At the Venetia diamond mine in northern South Africa, owned by De Beers, the country rock structural geology has been under investigation since before the mine was opened in 1994. This includes academic research alliances to better understand the complex structural deformation history of the mine area. These alliances are with the University of Johannesburg, Tect Consulting and more recently the University of Pretoria.

It is located within the Central Zone of the Limpopo Belt, which is a multiply-deformed orogenic zone between the Kaapvaal and Zimbabwean cratons, formed during the Archean and Paleoproterozoic. At least four phases of ductile deformation and an unconstrained number of brittle deformation events are now recognised. The dominant S2 foliation in the gneissic rocks has been the focus of structural investigations because of its strong influence on the anisotropic strength characteristics of the rock mass within the open pit and the effect of this on the slope stability and slope angles.

The S2 foliation is deformed by two phases of folding that complicate interpretation (see stereonet inset). The most obvious structural geometry is an eastward plunging synform, the southern limb of which dips between 35o and 55o towards the north. The southern open pit slope design is heavily dependent on the dip angle and projected dip behind the slope, and has been the subject of advanced analyses in probabilistic risk analysis by De Beers and SRK Consulting (South Africa).

More recently, the focus has shifted to underground mine design and the objective of trying to interpolate structural geometries, including foliations and lithological domain contacts, to depths of 1km.
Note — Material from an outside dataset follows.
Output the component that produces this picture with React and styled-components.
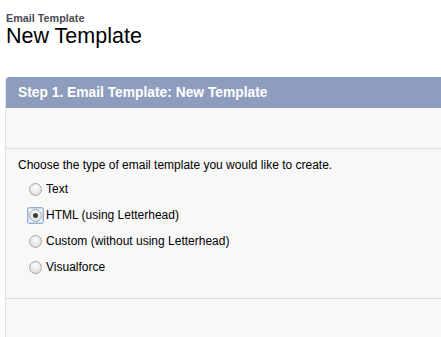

A database of over 950 drill holes, with at least 108 orientated cores, currently exist that aid the construction of three-dimensional computer models representing structure and lithologically controlled geotechnical domains.

De Beers logging standards include detailed structural data, with mineral lineations. Comprehensive pit mapping by Tect Consulting combined with drill hole data has allowed De Beers and SRK to construct a 3D model that predicts the dominant structural geometries at depths below the pit.

In particular, a 3D representation of the lineation trends and plunges maps out the dominant fold geometries or foliation patterns that need to be considered in geotechnical design and numerical strain models. SRK continues to be involved in open pit and underground design, and in developing the structural understanding of the country rock in order to reduce geotechnical risk.